BEGIN

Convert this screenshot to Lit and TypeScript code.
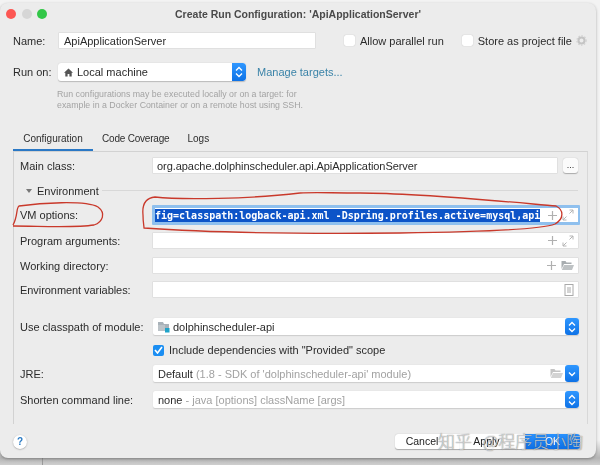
import { LitElement, html, css, svg } from "lit";
import { customElement } from "lit/decorators.js";

const plus = svg`<svg class="ic" width="11" height="11" viewBox="0 0 11 11"><path d="M5.5 1v9M1 5.5h9" stroke="#b0b0b0" stroke-width="1.2" fill="none"/></svg>`;
const expand = svg`<svg class="ic" width="12" height="12" viewBox="0 0 12 12"><path d="M7.5 1h3.5v3.5M11 1L7.5 4.5M4.5 11H1V7.5M1 11l3.5-3.5" stroke="#b4b4b4" stroke-width="1" fill="none"/></svg>`;
const folder = (c = "#a8adb0") => svg`<svg class="ic" width="13" height="11" viewBox="0 0 13 11"><path d="M0.5 1h4l1 1.5h5v1.5H3L0.5 9z" fill="${c}"/><path d="M3 5h10l-2 5H0.8z" fill="${c}" opacity=".75"/></svg>`;
const updown = svg`<svg width="8" height="12" viewBox="0 0 8 12"><path d="M1 4.5L4 1.5l3 3M1 7.5l3 3 3-3" stroke="#fff" stroke-width="1.3" fill="none"/></svg>`;
const down = svg`<svg width="8" height="6" viewBox="0 0 8 6"><path d="M1 1.5l3 3 3-3" stroke="#fff" stroke-width="1.4" fill="none"/></svg>`;

@customElement("app-root")
export class AppRoot extends LitElement {
  static styles = css`
    :host { display: block; width: 600px; height: 465px; position: relative; overflow: hidden;
      background: #f3f3f3; font-family: "Liberation Sans", Arial, sans-serif; font-size: 11px; color: #2b2b2b; }
    * { box-sizing: border-box; }
    .stage { width: 600px; height: 465px; padding: 3px 4px 0 0; filter: blur(0.35px); background: linear-gradient(#f3f3f3 0 440px, #b4b4b4 458px, #cfcfcf 465px); position: relative; }
    .back { position: absolute; left: 42px; top: 450px; width: 1px; height: 15px; background: #9a9a9a; }
    .win { position: relative; height: 455px; background: #ececec; border-radius: 8px; display: flex; flex-direction: column; box-shadow: 0 1px 3px rgba(0,0,0,.3); }
    .title { height: 20px; display: flex; align-items: center; position: relative; justify-content: center; font-weight: 700; font-size: 10.5px; color: #4a4a4a; padding-top: 1px; }
    .lights { position: absolute; left: 6px; top: 6px; display: flex; gap: 5.5px; }
    .lights i { width: 10px; height: 10px; border-radius: 50%; display: block; }
    .head { padding: 10px 0 0 13px; white-space: nowrap; }
    .row { display: flex; align-items: center; }
    .lab { width: 45px; flex: none; }
    .inp { background: #fff; box-shadow: 0 0 0 .5px #d4d4d4; display: flex; align-items: center; padding-left: 4px; }
    .name { width: 256px; height: 15px; margin-left: 1px; flex: none; padding-left: 5px; }
    .chk { width: 11px; height: 11px; border-radius: 2px; background: #fff; box-shadow: 0 0 1px #aaa; margin-right: 5px; flex: none; }
    .a { margin-left: 29px; display: flex; align-items: center; flex: none; }
    .a2 { margin-left: 18px; display: flex; align-items: center; flex: none; }
    .gear { margin-left: 4px; }
    .runrow { margin-top: 15px; }
    .sel { width: 188px; height: 18px; background: #fff; border-radius: 3px; box-shadow: 0 .5px 1px #bbb; display: flex; align-items: center; padding-left: 6px; gap: 4px; overflow: hidden; flex: none; }
    .sel span { flex: 1; }
    .blue { background: linear-gradient(#2f97ff, #0e72e6); display: flex; align-items: center; justify-content: center; flex: none; border-radius: 0 3px 3px 0; align-self: stretch; width: 14px; }
    .link { color: #3a83a8; margin-left: 11px; }
    .help { margin: 8px 0 0 44px; font-size: 8.8px; line-height: 11px; color: #a3a3a3; }
    .tabs { display: flex; margin-top: 21px; height: 19px; font-size: 10px; }
    .tab { padding: 0 9px 7px; height: 19px; display: flex; align-items: center; color: #2e2e2e; }
    .tab.on { width: 80px; justify-content: center; border-bottom: 2px solid #2a78c5; padding: 0 0 5px; }
    .tab.cc { letter-spacing: -.2px; }
    .panel { margin-left: 13px; width: 575px; height: 273px; border: 1px solid #d2d2d2; border-bottom: none; border-right-color: #d8d8d8; padding: 6px 9px 0 6px; }
    .f { display: flex; align-items: center; height: 15px; margin-bottom: 10px; }
    .f.wd { margin-bottom: 9px; }
    .f > label { width: 133px; flex: none; }
    .f .inp { flex: 1; height: 100%; justify-content: flex-start; }
    .tight { letter-spacing: -.06px; }
    .ics { margin-left: auto; display: flex; align-items: center; gap: 4px; padding-right: 4px; flex: none; }
    .ic { display: block; }
    .dots { width: 15px; height: 15px; margin-left: 6px; background: #fbfbfb; border-radius: 3px; box-shadow: 0 .5px 1px #aaa; font-size: 9px; text-align: center; line-height: 15px; }
    .env { display: flex; align-items: center; margin: 10px 0 7px 6px; height: 15px; gap: 5px; }
    .tri { width: 0; height: 0; border: 3px solid transparent; border-top: 4px solid #777; border-bottom: 0; }
    .env b { font-weight: 400; }
    .env hr { flex: 1; border: none; border-top: 1px solid #d8d8d8; margin: 0 0 0 -2px; }
    .vm { height: 20px; margin-bottom: 8px; }
    .vmbox { flex: 1; height: 20px; margin-left: -1px; margin-right: -2px; padding: 3px 2px 3px 3px; background: #8fc0ee; display: flex; border-radius: 1px; }
    .vmin { flex: 1; background: #fff; display: flex; align-items: center; overflow: hidden; }
    .mono { background: #0d54c8; color: #fff; font: 700 10px "DejaVu Sans Mono", monospace; height: 13px; line-height: 13px; white-space: pre; width: 385px; flex: none; }
    .f.cp { margin-top: 22px; margin-bottom: 10px; }
    .f.chkrow { margin-bottom: 9px; height: 12px; }
    .chkrow .on { width: 11px; height: 11px; background: #1b8ef2; border-radius: 2px; display: flex; align-items: center; justify-content: center; margin-right: 5px; }
    .gray { color: #a2a2a2; }
    .tall { height: 17px; margin-bottom: 9px; }
    .combo { flex: 1; height: 17px; margin-right: -1px; background: #fff; box-shadow: 0 .5px 1px #ccc; display: flex; align-items: center; padding-left: 5px; border-radius: 2px; }
    .combo .blue { width: 14px; border-radius: 3px; }
    .foot { display: flex; align-items: center; padding: 10px 0 0 13px; }
    .q { width: 14px; height: 14px; border-radius: 50%; background: #fff; box-shadow: 0 .5px 1.5px #999; color: #2b7bc4; font-weight: 700; font-size: 10px; text-align: center; line-height: 14px; }
    .btns { margin-left: auto; display: flex; margin-right: 16px; }
    .b { height: 15px; background: #fff; font-size: 10.5px; line-height: 15px; color: #222; text-align: center; box-shadow: 0 .5px 1px #aaa; }
    .b.c { width: 65px; border-radius: 3px 0 0 3px; padding-right: 11px; }
    .b.ap { width: 65px; padding-right: 12px; }
    .b.ok { width: 55px; background: linear-gradient(#2a92ff, #0d6fe6); color: #fff; border-radius: 0 3px 3px 0; }
    .mark { position: absolute; left: 438px; top: 431px; font: 300 17px/20px "Noto Sans CJK SC", sans-serif; word-spacing: 7px; color: rgba(255,255,255,.7); text-shadow: 0 0 1px rgba(50,50,50,.9); white-space: nowrap; }
    .ink { position: absolute; left: 0; top: 0; pointer-events: none; filter: blur(.3px); }
  `;

  render() {
    return html`<div class="stage"><div class="back"></div><div class="win">
      <div class="title">Create Run Configuration: 'ApiApplicationServer'
        <div class="lights"><i style="background:#fc5753"></i><i style="background:#d6d6d6"></i><i style="background:#33c748"></i></div>
      </div>
      <div class="head">
        <div class="row"><div class="lab">Name:</div><div class="inp name">ApiApplicationServer</div>
          <div class="a"><div class="chk"></div>Allow parallel run</div>
          <div class="a2"><div class="chk"></div>Store as project file
            <svg class="gear" width="11" height="11" viewBox="0 0 11 11"><circle cx="5.5" cy="5.5" r="3" fill="none" stroke="#c4c4c4" stroke-width="2"/><circle cx="5.5" cy="5.5" r="4.6" fill="none" stroke="#cfcfcf" stroke-width="1.2" stroke-dasharray="1.5 1.5"/></svg>
          </div></div>
        <div class="row runrow"><div class="lab">Run on:</div>
          <div class="sel"><svg width="9" height="9" viewBox="0 0 9 9"><path d="M4.5.5L9 4.7H7.7V8.5H5.4V6H3.6v2.5H1.3V4.7H0z" fill="#555"/></svg><span>Local machine</span><div class="blue">${updown}</div></div>
          <div class="link">Manage targets...</div></div>
        <div class="help">Run configurations may be executed locally or on a target: for<br>example in a Docker Container or on a remote host using SSH.</div>
        <div class="tabs"><div class="tab on">Configuration</div><div class="tab cc">Code Coverage</div><div class="tab">Logs</div></div>
      </div>
      <div class="panel">
        <div class="f"><label>Main class:</label><div class="inp tight">org.apache.dolphinscheduler.api.ApiApplicationServer</div><div class="dots">...</div></div>
        <div class="env"><div class="tri"></div><b>Environment</b><hr></div>
        <div class="f vm"><label>VM options:</label><div class="vmbox"><div class="vmin"><div class="mono">fig=classpath:logback-api.xml -Dspring.profiles.active=mysql,api</div><div class="ics">${plus}${expand}</div></div></div></div>
        <div class="f"><label>Program arguments:</label><div class="inp"><div class="ics">${plus}${expand}</div></div></div>
        <div class="f wd"><label>Working directory:</label><div class="inp"><div class="ics">${plus}${folder()}</div></div></div>
        <div class="f"><label class="tight">Environment variables:</label><div class="inp"><div class="ics"><svg class="ic" width="10" height="12" viewBox="0 0 10 12"><rect x="1" y=".5" width="8" height="11" fill="none" stroke="#aaa"/><path d="M3 4h4M3 6h4M3 8h4" stroke="#aaa"/></svg></div></div></div>
        <div class="f cp"><label>Use classpath of module:</label><div class="combo"><svg width="12" height="12" viewBox="0 0 12 12" style="margin-right:3px"><path d="M0 1h5l1 2h5v4H0z" fill="#a9b2b9"/><path d="M0 4h7v6H0z" fill="#bcc3c8"/><rect x="7" y="7" width="4.5" height="4.5" fill="#1fa3c9"/></svg><span>dolphinscheduler-api</span><div class="blue" style="margin-left:auto;height:17px">${updown}</div></div></div>
        <div class="f chkrow"><label></label><div class="on"><svg width="9" height="8" viewBox="0 0 9 8"><path d="M1 4l2.5 3L8 1" stroke="#fff" stroke-width="1.6" fill="none"/></svg></div>Include dependencies with "Provided" scope</div>
        <div class="f tall"><label>JRE:</label><div class="combo">Default&nbsp;<span class="gray">(1.8 - SDK of 'dolphinscheduler-api' module)</span><div class="ics" style="padding-right:2px">${folder("#c4c4c4")}</div><div class="blue">${down}</div></div></div>
        <div class="f tall"><label>Shorten command line:</label><div class="combo">none&nbsp;<span class="gray">- java [options] className [args]</span><div class="blue" style="margin-left:auto">${updown}</div></div></div>
      </div>
      <div class="foot"><div class="q">?</div><div class="btns"><div class="b c">Cancel</div><div class="b ap">Apply</div><div class="b ok">OK</div></div></div>
    </div></div>
    <svg class="ink" width="600" height="465" viewBox="0 0 600 465" fill="none" stroke="#c9392b" stroke-width="1.3">
      <path d="M13 225C18 216 16 208 19 206C40 203 85 200 98 207C106 213 103 222 94 225C75 228 40 226 13 226"/>
      <path d="M300 193C250 199 180 200 155 197C145 198 142 205 143 215C143 222 144 226 144 228C200 232 300 234 400 233C480 232 540 230 555 224C564 219 564 210 556 206C520 203 420 193 360 193C330 193 315 192 300 193"/>
    </svg>
    <div class="mark">知乎 @程序员小陶</div>`;
  }
}
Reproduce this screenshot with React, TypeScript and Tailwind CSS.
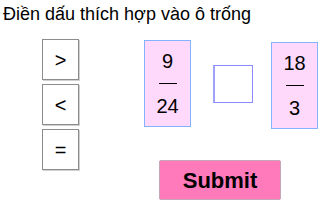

END

Task objective: Show every line from the listing above in which the string "with" appears.

Result of the task:
        <div class="f chkrow"><label></label><div class="on"><svg width="9" height="8" viewBox="0 0 9 8"><path d="M1 4l2.5 3L8 1" stroke="#fff" stroke-width="1.6" fill="none"/></svg></div>Include dependencies with "Provided" scope</div>
Reproduce this screenshot with React, TypeScript and Tailwind CSS.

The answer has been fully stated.